Task objective
Write every line out verbatim and omit the pictures.

Data lines
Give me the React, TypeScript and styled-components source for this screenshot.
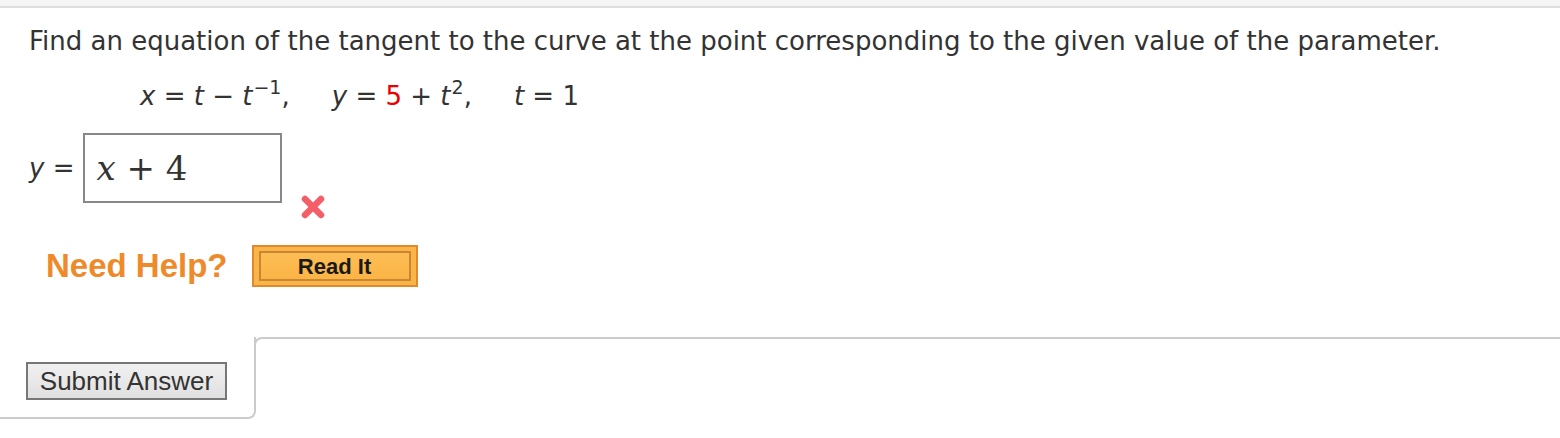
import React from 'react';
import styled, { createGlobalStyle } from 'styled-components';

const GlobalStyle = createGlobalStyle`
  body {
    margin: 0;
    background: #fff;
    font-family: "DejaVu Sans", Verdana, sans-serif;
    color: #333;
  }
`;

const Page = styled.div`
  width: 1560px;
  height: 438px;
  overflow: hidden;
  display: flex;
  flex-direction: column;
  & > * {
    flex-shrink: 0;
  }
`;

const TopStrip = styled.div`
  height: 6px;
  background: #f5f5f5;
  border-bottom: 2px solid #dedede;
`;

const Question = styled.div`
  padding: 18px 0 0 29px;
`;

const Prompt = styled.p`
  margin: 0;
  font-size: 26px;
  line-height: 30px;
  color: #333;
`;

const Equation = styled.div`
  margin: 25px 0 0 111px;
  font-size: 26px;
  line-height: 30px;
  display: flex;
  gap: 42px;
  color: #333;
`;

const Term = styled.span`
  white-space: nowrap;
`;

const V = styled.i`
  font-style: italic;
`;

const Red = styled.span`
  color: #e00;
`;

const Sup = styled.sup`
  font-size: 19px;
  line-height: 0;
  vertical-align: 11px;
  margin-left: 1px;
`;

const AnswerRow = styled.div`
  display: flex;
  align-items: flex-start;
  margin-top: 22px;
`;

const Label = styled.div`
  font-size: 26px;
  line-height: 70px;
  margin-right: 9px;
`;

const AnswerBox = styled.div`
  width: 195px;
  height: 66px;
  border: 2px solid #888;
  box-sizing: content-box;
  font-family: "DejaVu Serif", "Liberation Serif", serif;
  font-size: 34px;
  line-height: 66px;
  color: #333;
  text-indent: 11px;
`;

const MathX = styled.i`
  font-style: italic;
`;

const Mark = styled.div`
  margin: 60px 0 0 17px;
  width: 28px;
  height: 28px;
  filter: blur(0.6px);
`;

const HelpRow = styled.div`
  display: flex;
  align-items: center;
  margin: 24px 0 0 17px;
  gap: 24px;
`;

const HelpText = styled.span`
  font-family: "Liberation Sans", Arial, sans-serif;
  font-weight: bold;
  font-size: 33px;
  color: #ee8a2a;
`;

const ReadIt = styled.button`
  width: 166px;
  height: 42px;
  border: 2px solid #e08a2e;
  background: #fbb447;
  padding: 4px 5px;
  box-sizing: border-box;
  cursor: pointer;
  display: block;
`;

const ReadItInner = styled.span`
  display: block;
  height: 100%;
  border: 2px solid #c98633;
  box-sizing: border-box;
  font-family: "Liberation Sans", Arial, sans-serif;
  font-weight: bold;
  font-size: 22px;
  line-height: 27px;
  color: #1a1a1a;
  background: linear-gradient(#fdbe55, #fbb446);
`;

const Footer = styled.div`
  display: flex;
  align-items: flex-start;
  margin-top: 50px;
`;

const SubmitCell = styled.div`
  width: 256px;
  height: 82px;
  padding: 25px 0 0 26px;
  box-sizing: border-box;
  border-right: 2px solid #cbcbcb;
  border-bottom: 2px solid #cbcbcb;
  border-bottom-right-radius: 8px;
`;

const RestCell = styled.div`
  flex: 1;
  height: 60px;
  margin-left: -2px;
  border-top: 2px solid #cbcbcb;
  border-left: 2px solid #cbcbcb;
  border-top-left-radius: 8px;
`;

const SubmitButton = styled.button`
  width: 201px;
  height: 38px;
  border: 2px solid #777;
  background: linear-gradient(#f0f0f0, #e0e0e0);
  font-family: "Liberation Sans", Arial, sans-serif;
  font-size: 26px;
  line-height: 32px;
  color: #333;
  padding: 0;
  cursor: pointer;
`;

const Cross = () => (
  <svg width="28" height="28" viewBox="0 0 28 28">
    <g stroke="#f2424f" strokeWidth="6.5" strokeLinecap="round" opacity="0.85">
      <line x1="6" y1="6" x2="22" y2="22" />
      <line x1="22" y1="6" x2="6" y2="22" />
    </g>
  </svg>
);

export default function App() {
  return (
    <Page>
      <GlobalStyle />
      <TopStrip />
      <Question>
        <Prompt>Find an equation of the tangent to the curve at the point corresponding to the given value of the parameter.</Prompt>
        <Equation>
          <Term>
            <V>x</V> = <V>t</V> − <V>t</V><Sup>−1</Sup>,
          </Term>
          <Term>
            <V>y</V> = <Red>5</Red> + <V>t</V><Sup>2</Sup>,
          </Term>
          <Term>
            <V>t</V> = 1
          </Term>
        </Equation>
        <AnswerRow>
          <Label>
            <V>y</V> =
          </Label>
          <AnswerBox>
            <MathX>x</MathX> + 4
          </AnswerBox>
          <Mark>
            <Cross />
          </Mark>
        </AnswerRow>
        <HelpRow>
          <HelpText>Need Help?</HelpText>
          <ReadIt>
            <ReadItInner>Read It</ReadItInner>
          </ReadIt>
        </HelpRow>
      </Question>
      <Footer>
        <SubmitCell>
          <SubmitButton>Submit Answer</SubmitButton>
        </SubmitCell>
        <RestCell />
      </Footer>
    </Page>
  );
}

Final result
Give me the React, TypeScript and styled-components source for this screenshot.
import React from 'react';
import styled, { createGlobalStyle } from 'styled-components';

const GlobalStyle = createGlobalStyle`
  body {
    margin: 0;
    background: #fff;
    font-family: "DejaVu Sans", Verdana, sans-serif;
    color: #333;
  }
`;

const Page = styled.div`
  width: 1560px;
  height: 438px;
  overflow: hidden;
  display: flex;
  flex-direction: column;
  & > * {
    flex-shrink: 0;
  }
`;

const TopStrip = styled.div`
  height: 6px;
  background: #f5f5f5;
  border-bottom: 2px solid #dedede;
`;

const Question = styled.div`
  padding: 18px 0 0 29px;
`;

const Prompt = styled.p`
  margin: 0;
  font-size: 26px;
  line-height: 30px;
  color: #333;
`;

const Equation = styled.div`
  margin: 25px 0 0 111px;
  font-size: 26px;
  line-height: 30px;
  display: flex;
  gap: 42px;
  color: #333;
`;

const Term = styled.span`
  white-space: nowrap;
`;

const V = styled.i`
  font-style: italic;
`;

const Red = styled.span`
  color: #e00;
`;

const Sup = styled.sup`
  font-size: 19px;
  line-height: 0;
  vertical-align: 11px;
  margin-left: 1px;
`;

const AnswerRow = styled.div`
  display: flex;
  align-items: flex-start;
  margin-top: 22px;
`;

const Label = styled.div`
  font-size: 26px;
  line-height: 70px;
  margin-right: 9px;
`;

const AnswerBox = styled.div`
  width: 195px;
  height: 66px;
  border: 2px solid #888;
  box-sizing: content-box;
  font-family: "DejaVu Serif", "Liberation Serif", serif;
  font-size: 34px;
  line-height: 66px;
  color: #333;
  text-indent: 11px;
`;

const MathX = styled.i`
  font-style: italic;
`;

const Mark = styled.div`
  margin: 60px 0 0 17px;
  width: 28px;
  height: 28px;
  filter: blur(0.6px);
`;

const HelpRow = styled.div`
  display: flex;
  align-items: center;
  margin: 24px 0 0 17px;
  gap: 24px;
`;

const HelpText = styled.span`
  font-family: "Liberation Sans", Arial, sans-serif;
  font-weight: bold;
  font-size: 33px;
  color: #ee8a2a;
`;

const ReadIt = styled.button`
  width: 166px;
  height: 42px;
  border: 2px solid #e08a2e;
  background: #fbb447;
  padding: 4px 5px;
  box-sizing: border-box;
  cursor: pointer;
  display: block;
`;

const ReadItInner = styled.span`
  display: block;
  height: 100%;
  border: 2px solid #c98633;
  box-sizing: border-box;
  font-family: "Liberation Sans", Arial, sans-serif;
  font-weight: bold;
  font-size: 22px;
  line-height: 27px;
  color: #1a1a1a;
  background: linear-gradient(#fdbe55, #fbb446);
`;

const Footer = styled.div`
  display: flex;
  align-items: flex-start;
  margin-top: 50px;
`;

const SubmitCell = styled.div`
  width: 256px;
  height: 82px;
  padding: 25px 0 0 26px;
  box-sizing: border-box;
  border-right: 2px solid #cbcbcb;
  border-bottom: 2px solid #cbcbcb;
  border-bottom-right-radius: 8px;
`;

const RestCell = styled.div`
  flex: 1;
  height: 60px;
  margin-left: -2px;
  border-top: 2px solid #cbcbcb;
  border-left: 2px solid #cbcbcb;
  border-top-left-radius: 8px;
`;

const SubmitButton = styled.button`
  width: 201px;
  height: 38px;
  border: 2px solid #777;
  background: linear-gradient(#f0f0f0, #e0e0e0);
  font-family: "Liberation Sans", Arial, sans-serif;
  font-size: 26px;
  line-height: 32px;
  color: #333;
  padding: 0;
  cursor: pointer;
`;

const Cross = () => (
  <svg width="28" height="28" viewBox="0 0 28 28">
    <g stroke="#f2424f" strokeWidth="6.5" strokeLinecap="round" opacity="0.85">
      <line x1="6" y1="6" x2="22" y2="22" />
      <line x1="22" y1="6" x2="6" y2="22" />
    </g>
  </svg>
);

export default function App() {
  return (
    <Page>
      <GlobalStyle />
      <TopStrip />
      <Question>
        <Prompt>Find an equation of the tangent to the curve at the point corresponding to the given value of the parameter.</Prompt>
        <Equation>
          <Term>
            <V>x</V> = <V>t</V> − <V>t</V><Sup>−1</Sup>,
          </Term>
          <Term>
            <V>y</V> = <Red>5</Red> + <V>t</V><Sup>2</Sup>,
          </Term>
          <Term>
            <V>t</V> = 1
          </Term>
        </Equation>
        <AnswerRow>
          <Label>
            <V>y</V> =
          </Label>
          <AnswerBox>
            <MathX>x</MathX> + 4
          </AnswerBox>
          <Mark>
            <Cross />
          </Mark>
        </AnswerRow>
        <HelpRow>
          <HelpText>Need Help?</HelpText>
          <ReadIt>
            <ReadItInner>Read It</ReadItInner>
          </ReadIt>
        </HelpRow>
      </Question>
      <Footer>
        <SubmitCell>
          <SubmitButton>Submit Answer</SubmitButton>
        </SubmitCell>
        <RestCell />
      </Footer>
    </Page>
  );
}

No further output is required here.